Aim
From the entries below, report how many lines contain the string "Tailwind". Give only that number.
>> START Dataset extract
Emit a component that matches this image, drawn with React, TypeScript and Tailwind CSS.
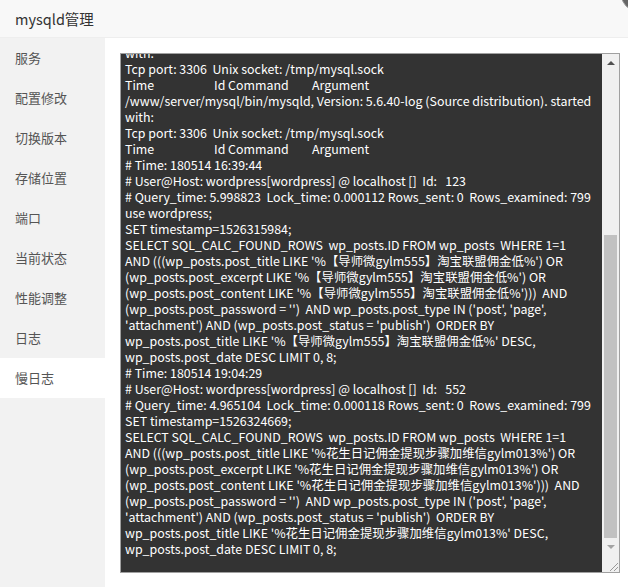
import React from "react";

const menu = ["服务", "配置修改", "切换版本", "存储位置", "端口", "当前状态", "性能调整", "日志", "慢日志"];

const TimeLine = () => (
  <div className="flex whitespace-pre">
    <span className="w-[89px]">Time</span>
    <span className="w-[98px]">Id Command</span>
    <span>Argument</span>
  </div>
);

const lines: (string | null)[] = [
  "with:",
  "Tcp port: 3306  Unix socket: /tmp/mysql.sock",
  null,
  "/www/server/mysql/bin/mysqld, Version: 5.6.40-log (Source distribution). started",
  "with:",
  "Tcp port: 3306  Unix socket: /tmp/mysql.sock",
  null,
  "# Time: 180514 16:39:44",
  "# User@Host: wordpress[wordpress] @ localhost []  Id:   123",
  "# Query_time: 5.998823  Lock_time: 0.000112 Rows_sent: 0  Rows_examined: 799",
  "use wordpress;",
  "SET timestamp=1526315984;",
  "SELECT SQL_CALC_FOUND_ROWS  wp_posts.ID FROM wp_posts  WHERE 1=1",
  "AND (((wp_posts.post_title LIKE '%【导师微gylm555】淘宝联盟佣金低%') OR",
  "(wp_posts.post_excerpt LIKE '%【导师微gylm555】淘宝联盟佣金低%') OR",
  "(wp_posts.post_content LIKE '%【导师微gylm555】淘宝联盟佣金低%')))  AND",
  "(wp_posts.post_password = '')  AND wp_posts.post_type IN ('post', 'page',",
  "'attachment') AND (wp_posts.post_status = 'publish')  ORDER BY",
  "wp_posts.post_title LIKE '%【导师微gylm555】淘宝联盟佣金低%' DESC,",
  "wp_posts.post_date DESC LIMIT 0, 8;",
  "# Time: 180514 19:04:29",
  "# User@Host: wordpress[wordpress] @ localhost []  Id:   552",
  "# Query_time: 4.965104  Lock_time: 0.000118 Rows_sent: 0  Rows_examined: 799",
  "SET timestamp=1526324669;",
  "SELECT SQL_CALC_FOUND_ROWS  wp_posts.ID FROM wp_posts  WHERE 1=1",
  "AND (((wp_posts.post_title LIKE '%花生日记佣金提现步骤加维信gylm013%') OR",
  "(wp_posts.post_excerpt LIKE '%花生日记佣金提现步骤加维信gylm013%') OR",
  "(wp_posts.post_content LIKE '%花生日记佣金提现步骤加维信gylm013%')))  AND",
  "(wp_posts.post_password = '')  AND wp_posts.post_type IN ('post', 'page',",
  "'attachment') AND (wp_posts.post_status = 'publish')  ORDER BY",
  "wp_posts.post_title LIKE '%花生日记佣金提现步骤加维信gylm013%' DESC,",
  "wp_posts.post_date DESC LIMIT 0, 8;",
];

export default function App() {
  return (
    <div
      className="relative w-[628px] h-[587px] overflow-hidden bg-white flex flex-col"
      style={{ fontFamily: '"Noto Sans CJK SC", "Noto Sans", sans-serif' }}
    >
      <div className="absolute left-[621px] top-[-21px] w-[32px] h-[32px] rounded-full bg-[#666] border border-[#999]" />
      <div className="h-[38px] shrink-0 bg-[#f8f8f8] border-b border-[#eeeeee] flex items-center pl-[15px] text-[14.5px] text-[#333]">
        mysqld管理
      </div>
      <div className="flex flex-1 min-h-0">
        <div className="w-[105px] shrink-0 bg-[#f2f2f2] flex flex-col">
          {menu.map((m) => (
            <div
              key={m}
              className={
                "h-[40px] flex items-center pl-[15px] text-[13px] text-[#555] " +
                (m === "慢日志" ? "bg-white" : "")
              }
            >
              {m}
            </div>
          ))}
        </div>
        <div className="flex-1 pl-[15px] pt-[15px]">
          <div className="w-[500px] h-[520px] border border-[#a0a0a0] bg-[#333333] flex">
            <div className="flex-1 overflow-hidden pl-[4px]">
              <div className="mt-[-9px] text-white text-[12.4px] leading-[16px]">
                {lines.map((l, i) =>
                  l === null ? (
                    <TimeLine key={i} />
                  ) : (
                    <div key={i} className="whitespace-pre">
                      {l}
                    </div>
                  )
                )}
              </div>
            </div>
            <div className="w-[17px] shrink-0 bg-[#f0f0f0] flex flex-col">
              <div className="h-[17px] flex items-center justify-center">
                <div className="w-0 h-0 border-l-[4px] border-r-[4px] border-b-[4px] border-l-transparent border-r-transparent border-b-[#505050]" />
              </div>
              <div className="flex-1 flex flex-col pl-[2px] pr-[2px]">
                <div className="h-[164px]" />
                <div className="flex-1 bg-[#c1c1c1]" />
              </div>
              <div className="h-[17px] flex items-center justify-center">
                <div className="w-0 h-0 border-l-[4px] border-r-[4px] border-t-[4px] border-l-transparent border-r-transparent border-t-[#a3a3a3]" />
              </div>
              <div className="h-[17px] bg-[#f0f0f0] flex items-end justify-end">
                <svg width="12" height="12" viewBox="0 0 12 12">
                  <line x1="11" y1="3" x2="3" y2="11" stroke="#999" strokeWidth="1" />
                  <line x1="11" y1="7" x2="7" y2="11" stroke="#999" strokeWidth="1" />
                </svg>
              </div>
            </div>
          </div>
        </div>
      </div>
    </div>
  );
}
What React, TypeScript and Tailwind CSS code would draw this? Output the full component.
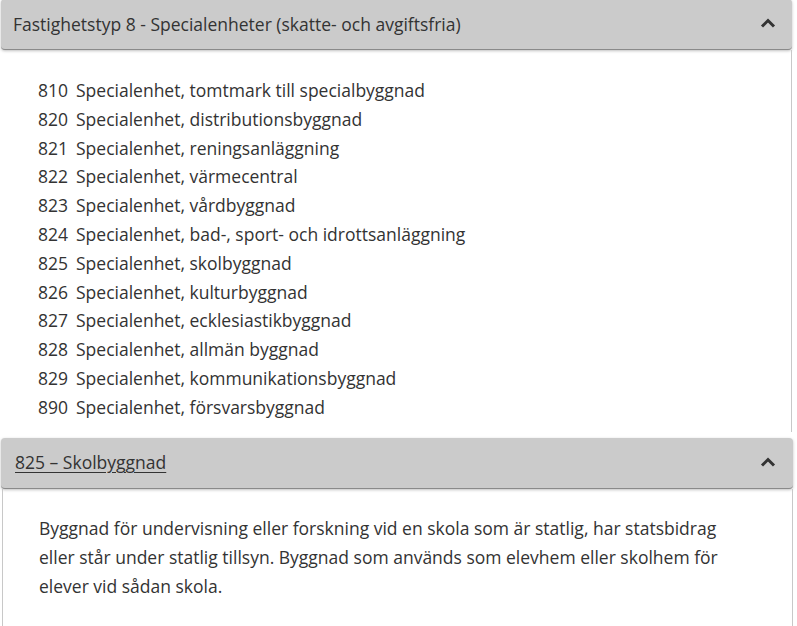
const items: [string, string][] = [
  ["810", "Specialenhet, tomtmark till specialbyggnad"],
  ["820", "Specialenhet, distributionsbyggnad"],
  ["821", "Specialenhet, reningsanläggning"],
  ["822", "Specialenhet, värmecentral"],
  ["823", "Specialenhet, vårdbyggnad"],
  ["824", "Specialenhet, bad-, sport- och idrottsanläggning"],
  ["825", "Specialenhet, skolbyggnad"],
  ["826", "Specialenhet, kulturbyggnad"],
  ["827", "Specialenhet, ecklesiastikbyggnad"],
  ["828", "Specialenhet, allmän byggnad"],
  ["829", "Specialenhet, kommunikationsbyggnad"],
  ["890", "Specialenhet, försvarsbyggnad"],
];

const Chevron = () => (
  <svg width="16" height="10" viewBox="0 0 16 10" fill="none" stroke="#333" strokeWidth="3">
    <path d="M2 8.5 8 2.5l6 6" />
  </svg>
);

export default function App() {
  return (
    <div
      className="w-[797px] h-[626px] overflow-hidden bg-white text-[#333]"
      style={{ fontFamily: '"Open Sans", sans-serif' }}
    >
      <div className="w-[791px] ml-px">
        {/* Fastighetstyp 8 */}
        <div className="flex items-center justify-between h-[51px] -mt-px px-3 bg-[#cbcbcb] rounded-[4px] border-b border-[#8a8a8a] shadow-[0_1px_3px_rgba(0,0,0,0.25)]">
          <span className="text-[17.5px]">Fastighetstyp 8 - Specialenheter (skatte- och avgiftsfria)</span>
          <span className="mr-[4px] mt-[-2px]">
            <Chevron />
          </span>
        </div>
        <div className="border-r border-[#c8c8c8] pt-[26px] pb-[10px] pl-[37px]">
          {items.map(([code, text]) => (
            <div key={code} className="flex text-[17.5px] leading-[28.8px]">
              <span className="w-[38px]">{code}</span>
              <span>{text}</span>
            </div>
          ))}
        </div>
      </div>

      {/* 825 – Skolbyggnad */}
      <div className="w-[792px] ml-px mt-[6px]">
        <div className="flex items-center justify-between h-[51px] px-[14px] bg-[#cbcbcb] rounded-[4px] border-b border-[#8a8a8a] shadow-[0_1px_3px_rgba(0,0,0,0.25)]">
          <span className="text-[17.5px] underline underline-offset-[3px]">825 – Skolbyggnad</span>
          <span className="mr-[3px] mt-[-2px]">
            <Chevron />
          </span>
        </div>
        <div className="border-x border-[#c8c8c8] ml-px pt-[25px] pb-[40px] pl-[36px] pr-[40px]">
          <p className="text-[17.5px] leading-[29px]">
            Byggnad för undervisning eller forskning vid en skola som är statlig, har statsbidrag
            eller står under statlig tillsyn. Byggnad som används som elevhem eller skolhem för
            elever vid sådan skola.
          </p>
        </div>
      </div>
    </div>
  );
}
>> END Dataset extract
Output for this exercise
2